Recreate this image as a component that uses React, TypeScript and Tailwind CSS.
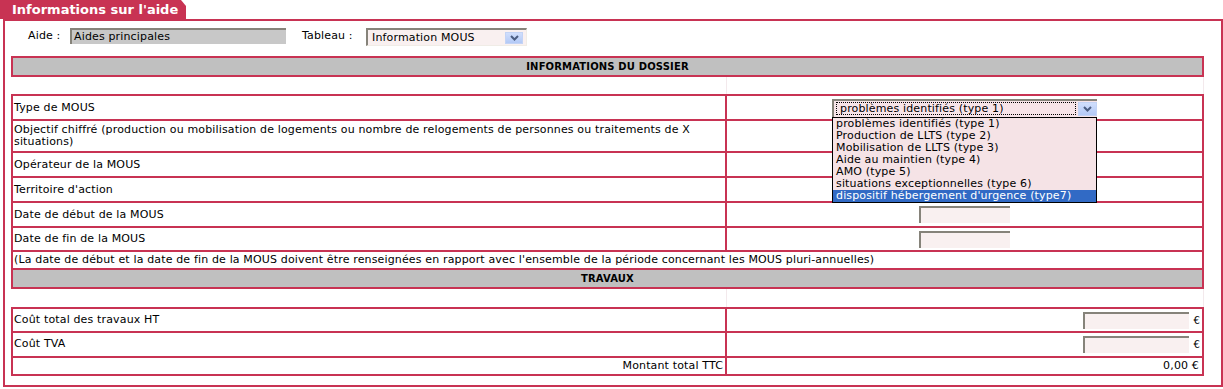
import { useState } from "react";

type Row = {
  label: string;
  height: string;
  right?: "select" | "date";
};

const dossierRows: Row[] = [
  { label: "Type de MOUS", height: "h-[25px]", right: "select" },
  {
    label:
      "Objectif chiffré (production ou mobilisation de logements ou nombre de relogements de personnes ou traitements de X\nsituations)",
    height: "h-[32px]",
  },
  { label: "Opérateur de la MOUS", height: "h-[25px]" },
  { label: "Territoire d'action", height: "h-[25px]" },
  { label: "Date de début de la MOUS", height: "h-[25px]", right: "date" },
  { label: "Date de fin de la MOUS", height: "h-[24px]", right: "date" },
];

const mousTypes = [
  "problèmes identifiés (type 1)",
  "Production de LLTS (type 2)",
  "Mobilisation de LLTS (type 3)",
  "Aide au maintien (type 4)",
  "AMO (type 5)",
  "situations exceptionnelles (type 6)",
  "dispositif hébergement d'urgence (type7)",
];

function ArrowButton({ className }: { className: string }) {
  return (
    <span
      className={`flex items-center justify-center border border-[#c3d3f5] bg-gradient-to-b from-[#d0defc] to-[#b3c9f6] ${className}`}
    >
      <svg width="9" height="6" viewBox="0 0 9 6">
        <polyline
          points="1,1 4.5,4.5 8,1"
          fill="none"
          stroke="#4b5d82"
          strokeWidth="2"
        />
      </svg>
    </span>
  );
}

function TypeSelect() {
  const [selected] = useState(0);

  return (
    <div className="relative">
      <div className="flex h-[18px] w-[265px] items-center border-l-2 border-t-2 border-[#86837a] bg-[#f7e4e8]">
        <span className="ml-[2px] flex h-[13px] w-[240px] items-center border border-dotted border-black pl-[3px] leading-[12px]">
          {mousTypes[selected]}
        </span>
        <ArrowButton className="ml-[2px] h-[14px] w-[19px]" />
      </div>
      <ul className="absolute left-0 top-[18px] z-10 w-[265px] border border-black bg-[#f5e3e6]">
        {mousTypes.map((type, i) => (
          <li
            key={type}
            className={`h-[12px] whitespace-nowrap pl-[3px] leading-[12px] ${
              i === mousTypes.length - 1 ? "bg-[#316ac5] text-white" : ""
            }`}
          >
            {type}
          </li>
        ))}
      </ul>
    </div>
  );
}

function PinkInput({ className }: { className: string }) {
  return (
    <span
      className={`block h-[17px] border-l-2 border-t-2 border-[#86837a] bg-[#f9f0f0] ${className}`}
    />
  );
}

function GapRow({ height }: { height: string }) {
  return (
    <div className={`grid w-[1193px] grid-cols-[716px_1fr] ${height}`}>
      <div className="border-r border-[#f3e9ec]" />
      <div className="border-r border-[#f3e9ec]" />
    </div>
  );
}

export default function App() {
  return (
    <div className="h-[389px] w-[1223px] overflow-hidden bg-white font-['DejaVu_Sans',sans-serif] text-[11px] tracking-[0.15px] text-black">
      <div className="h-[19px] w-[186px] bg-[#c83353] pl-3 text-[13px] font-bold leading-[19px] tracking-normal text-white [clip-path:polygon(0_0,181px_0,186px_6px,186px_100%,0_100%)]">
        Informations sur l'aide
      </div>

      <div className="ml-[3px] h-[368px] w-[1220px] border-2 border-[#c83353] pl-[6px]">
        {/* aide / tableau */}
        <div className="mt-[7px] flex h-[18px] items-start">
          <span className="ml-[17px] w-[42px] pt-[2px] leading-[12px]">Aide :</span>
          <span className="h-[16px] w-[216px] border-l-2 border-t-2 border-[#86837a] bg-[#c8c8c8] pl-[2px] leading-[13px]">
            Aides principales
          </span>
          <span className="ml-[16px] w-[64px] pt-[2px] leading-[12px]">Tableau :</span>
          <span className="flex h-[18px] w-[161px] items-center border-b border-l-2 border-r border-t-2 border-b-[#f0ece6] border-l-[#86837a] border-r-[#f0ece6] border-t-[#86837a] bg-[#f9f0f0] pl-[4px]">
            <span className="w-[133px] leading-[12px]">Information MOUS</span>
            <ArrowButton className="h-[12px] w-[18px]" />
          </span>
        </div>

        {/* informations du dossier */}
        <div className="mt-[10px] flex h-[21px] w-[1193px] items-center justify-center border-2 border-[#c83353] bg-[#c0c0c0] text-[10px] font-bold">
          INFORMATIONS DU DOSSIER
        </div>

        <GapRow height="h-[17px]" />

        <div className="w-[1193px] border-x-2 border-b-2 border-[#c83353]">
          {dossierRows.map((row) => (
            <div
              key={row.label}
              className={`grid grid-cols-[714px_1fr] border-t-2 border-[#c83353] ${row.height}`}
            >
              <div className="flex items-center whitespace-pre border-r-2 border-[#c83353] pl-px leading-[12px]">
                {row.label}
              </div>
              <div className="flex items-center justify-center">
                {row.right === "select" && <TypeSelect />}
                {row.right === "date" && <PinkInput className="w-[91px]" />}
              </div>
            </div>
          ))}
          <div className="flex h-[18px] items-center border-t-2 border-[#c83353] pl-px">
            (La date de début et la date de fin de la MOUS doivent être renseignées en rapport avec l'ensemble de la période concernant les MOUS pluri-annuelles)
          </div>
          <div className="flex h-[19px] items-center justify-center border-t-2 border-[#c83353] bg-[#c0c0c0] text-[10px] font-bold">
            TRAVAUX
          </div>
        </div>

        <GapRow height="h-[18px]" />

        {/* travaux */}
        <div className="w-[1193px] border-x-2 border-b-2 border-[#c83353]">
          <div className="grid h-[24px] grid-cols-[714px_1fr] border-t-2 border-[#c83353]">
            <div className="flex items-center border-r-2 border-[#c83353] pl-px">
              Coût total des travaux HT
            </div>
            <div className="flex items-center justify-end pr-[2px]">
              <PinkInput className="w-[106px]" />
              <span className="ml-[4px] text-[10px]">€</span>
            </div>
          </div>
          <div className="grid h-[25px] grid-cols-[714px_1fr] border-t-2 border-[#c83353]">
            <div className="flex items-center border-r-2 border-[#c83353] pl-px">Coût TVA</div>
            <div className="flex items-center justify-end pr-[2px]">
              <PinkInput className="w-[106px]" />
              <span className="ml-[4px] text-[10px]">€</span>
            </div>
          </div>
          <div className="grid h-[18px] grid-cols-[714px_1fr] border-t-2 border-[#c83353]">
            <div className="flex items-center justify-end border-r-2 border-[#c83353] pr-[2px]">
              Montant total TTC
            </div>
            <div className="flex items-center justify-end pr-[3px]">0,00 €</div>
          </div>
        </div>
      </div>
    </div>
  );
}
...
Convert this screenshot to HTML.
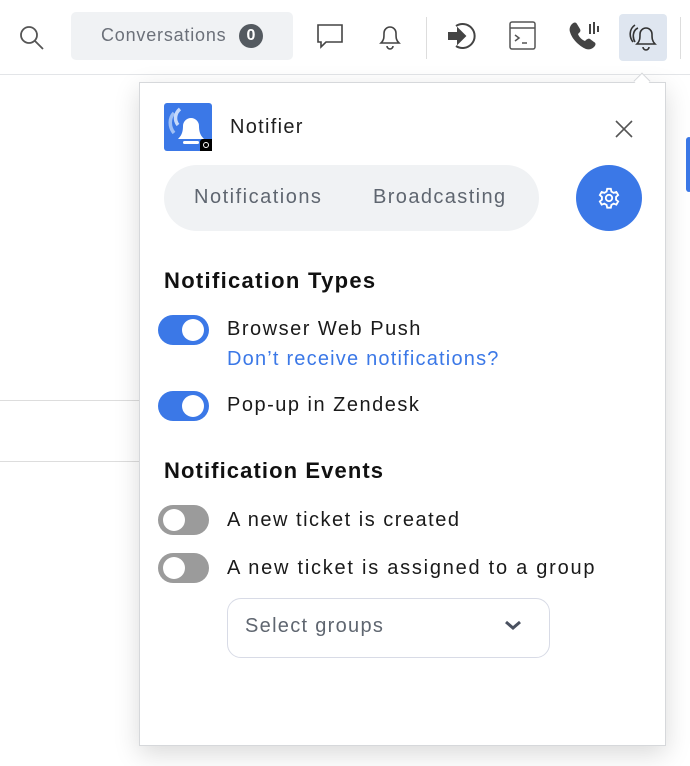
* * *
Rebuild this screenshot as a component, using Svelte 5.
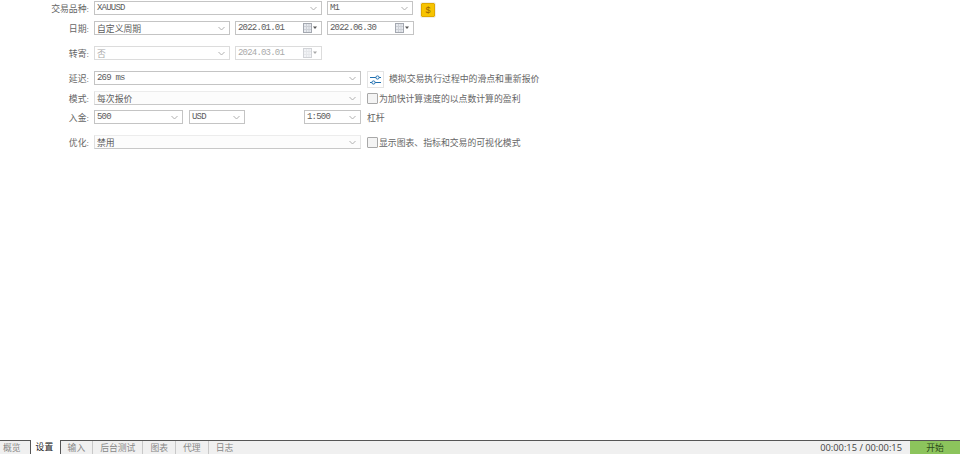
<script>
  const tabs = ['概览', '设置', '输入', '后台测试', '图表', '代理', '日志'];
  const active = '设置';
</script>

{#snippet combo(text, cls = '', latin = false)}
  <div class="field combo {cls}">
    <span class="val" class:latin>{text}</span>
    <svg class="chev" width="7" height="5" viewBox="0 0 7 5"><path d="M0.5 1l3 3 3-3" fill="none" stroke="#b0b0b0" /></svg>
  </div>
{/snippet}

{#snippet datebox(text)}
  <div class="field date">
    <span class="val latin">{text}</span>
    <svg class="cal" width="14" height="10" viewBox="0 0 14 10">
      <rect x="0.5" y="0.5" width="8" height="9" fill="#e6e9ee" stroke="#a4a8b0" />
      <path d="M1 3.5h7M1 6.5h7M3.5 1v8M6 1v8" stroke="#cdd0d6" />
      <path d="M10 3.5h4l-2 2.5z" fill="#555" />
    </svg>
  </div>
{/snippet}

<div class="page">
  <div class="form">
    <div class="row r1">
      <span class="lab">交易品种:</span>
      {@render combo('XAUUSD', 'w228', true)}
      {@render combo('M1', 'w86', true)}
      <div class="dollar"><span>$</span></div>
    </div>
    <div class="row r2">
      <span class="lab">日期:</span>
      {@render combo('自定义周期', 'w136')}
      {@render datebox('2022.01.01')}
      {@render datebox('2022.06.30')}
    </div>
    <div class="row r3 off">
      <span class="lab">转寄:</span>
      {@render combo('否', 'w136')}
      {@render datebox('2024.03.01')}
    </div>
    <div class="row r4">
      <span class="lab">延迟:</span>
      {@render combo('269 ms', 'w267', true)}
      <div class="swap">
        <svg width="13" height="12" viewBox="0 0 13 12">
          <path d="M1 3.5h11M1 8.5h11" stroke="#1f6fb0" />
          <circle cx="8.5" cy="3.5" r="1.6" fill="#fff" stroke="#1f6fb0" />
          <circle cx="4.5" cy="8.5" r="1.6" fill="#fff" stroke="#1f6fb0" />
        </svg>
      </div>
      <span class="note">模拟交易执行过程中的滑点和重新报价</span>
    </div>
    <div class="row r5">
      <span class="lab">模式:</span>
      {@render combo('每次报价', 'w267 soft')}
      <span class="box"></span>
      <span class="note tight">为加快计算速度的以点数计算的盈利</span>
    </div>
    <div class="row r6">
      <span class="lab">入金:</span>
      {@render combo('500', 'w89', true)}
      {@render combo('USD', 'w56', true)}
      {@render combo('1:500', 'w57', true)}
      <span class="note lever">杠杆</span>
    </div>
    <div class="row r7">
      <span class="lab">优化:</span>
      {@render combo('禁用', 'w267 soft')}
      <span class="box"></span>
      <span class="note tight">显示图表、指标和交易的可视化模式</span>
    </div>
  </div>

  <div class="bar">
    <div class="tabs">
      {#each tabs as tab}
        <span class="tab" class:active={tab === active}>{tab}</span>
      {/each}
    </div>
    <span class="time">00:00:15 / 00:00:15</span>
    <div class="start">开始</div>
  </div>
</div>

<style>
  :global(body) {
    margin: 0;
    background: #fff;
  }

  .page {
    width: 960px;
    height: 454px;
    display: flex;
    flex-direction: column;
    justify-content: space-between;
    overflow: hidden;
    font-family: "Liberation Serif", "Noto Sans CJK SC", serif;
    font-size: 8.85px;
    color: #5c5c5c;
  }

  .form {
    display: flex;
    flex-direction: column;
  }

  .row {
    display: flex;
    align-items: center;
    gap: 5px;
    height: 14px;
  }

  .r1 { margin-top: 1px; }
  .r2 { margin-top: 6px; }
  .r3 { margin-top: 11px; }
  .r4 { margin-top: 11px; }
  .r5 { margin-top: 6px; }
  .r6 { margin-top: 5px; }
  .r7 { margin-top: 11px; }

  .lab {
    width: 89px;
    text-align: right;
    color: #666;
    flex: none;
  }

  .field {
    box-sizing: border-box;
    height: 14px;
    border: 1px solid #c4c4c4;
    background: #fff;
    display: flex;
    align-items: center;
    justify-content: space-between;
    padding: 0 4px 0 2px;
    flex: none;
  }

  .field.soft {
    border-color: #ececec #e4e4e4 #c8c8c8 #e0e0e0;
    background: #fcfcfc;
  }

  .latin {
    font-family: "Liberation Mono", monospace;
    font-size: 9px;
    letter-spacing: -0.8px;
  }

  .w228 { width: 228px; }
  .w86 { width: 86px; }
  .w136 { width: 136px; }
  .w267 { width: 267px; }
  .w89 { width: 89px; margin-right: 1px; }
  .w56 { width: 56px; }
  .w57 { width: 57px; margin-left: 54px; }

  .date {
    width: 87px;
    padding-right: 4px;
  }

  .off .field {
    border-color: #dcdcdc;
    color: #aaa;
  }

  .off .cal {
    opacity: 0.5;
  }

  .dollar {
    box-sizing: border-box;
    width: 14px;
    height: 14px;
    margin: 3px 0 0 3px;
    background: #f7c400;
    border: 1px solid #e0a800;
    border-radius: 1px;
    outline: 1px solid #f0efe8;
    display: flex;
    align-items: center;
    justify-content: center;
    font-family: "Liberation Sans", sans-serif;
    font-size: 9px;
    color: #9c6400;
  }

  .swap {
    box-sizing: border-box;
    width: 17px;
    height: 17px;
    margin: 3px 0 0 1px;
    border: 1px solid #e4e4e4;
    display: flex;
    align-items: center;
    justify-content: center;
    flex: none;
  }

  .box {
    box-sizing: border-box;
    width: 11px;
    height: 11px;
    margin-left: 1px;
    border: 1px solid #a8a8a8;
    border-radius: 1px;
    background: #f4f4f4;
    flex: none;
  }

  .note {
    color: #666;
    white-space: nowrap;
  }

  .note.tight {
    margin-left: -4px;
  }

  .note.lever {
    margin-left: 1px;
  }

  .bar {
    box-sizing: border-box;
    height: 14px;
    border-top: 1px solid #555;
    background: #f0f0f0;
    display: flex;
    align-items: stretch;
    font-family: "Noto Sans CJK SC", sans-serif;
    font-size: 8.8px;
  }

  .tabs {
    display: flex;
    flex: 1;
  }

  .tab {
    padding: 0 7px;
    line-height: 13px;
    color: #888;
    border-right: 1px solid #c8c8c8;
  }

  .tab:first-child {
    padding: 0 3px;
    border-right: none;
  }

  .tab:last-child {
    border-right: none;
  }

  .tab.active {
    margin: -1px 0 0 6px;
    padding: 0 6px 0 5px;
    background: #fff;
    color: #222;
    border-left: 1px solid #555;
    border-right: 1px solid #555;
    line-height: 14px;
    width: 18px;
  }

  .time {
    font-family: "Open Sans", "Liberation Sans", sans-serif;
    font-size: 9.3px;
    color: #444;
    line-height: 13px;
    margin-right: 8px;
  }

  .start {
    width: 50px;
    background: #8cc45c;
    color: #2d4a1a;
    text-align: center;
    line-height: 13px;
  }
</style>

### [Work to complete]
Both the line with "Recreate this image" and the line with "const [selected] = useState(0);" belong in the copy, along with every line between them; set them down exactly and skip the pictures.

### [Problem solution]
Recreate this image as a component that uses React, TypeScript and Tailwind CSS.
import { useState } from "react";

type Row = {
  label: string;
  height: string;
  right?: "select" | "date";
};

const dossierRows: Row[] = [
  { label: "Type de MOUS", height: "h-[25px]", right: "select" },
  {
    label:
      "Objectif chiffré (production ou mobilisation de logements ou nombre de relogements de personnes ou traitements de X\nsituations)",
    height: "h-[32px]",
  },
  { label: "Opérateur de la MOUS", height: "h-[25px]" },
  { label: "Territoire d'action", height: "h-[25px]" },
  { label: "Date de début de la MOUS", height: "h-[25px]", right: "date" },
  { label: "Date de fin de la MOUS", height: "h-[24px]", right: "date" },
];

const mousTypes = [
  "problèmes identifiés (type 1)",
  "Production de LLTS (type 2)",
  "Mobilisation de LLTS (type 3)",
  "Aide au maintien (type 4)",
  "AMO (type 5)",
  "situations exceptionnelles (type 6)",
  "dispositif hébergement d'urgence (type7)",
];

function ArrowButton({ className }: { className: string }) {
  return (
    <span
      className={`flex items-center justify-center border border-[#c3d3f5] bg-gradient-to-b from-[#d0defc] to-[#b3c9f6] ${className}`}
    >
      <svg width="9" height="6" viewBox="0 0 9 6">
        <polyline
          points="1,1 4.5,4.5 8,1"
          fill="none"
          stroke="#4b5d82"
          strokeWidth="2"
        />
      </svg>
    </span>
  );
}

function TypeSelect() {
  const [selected] = useState(0);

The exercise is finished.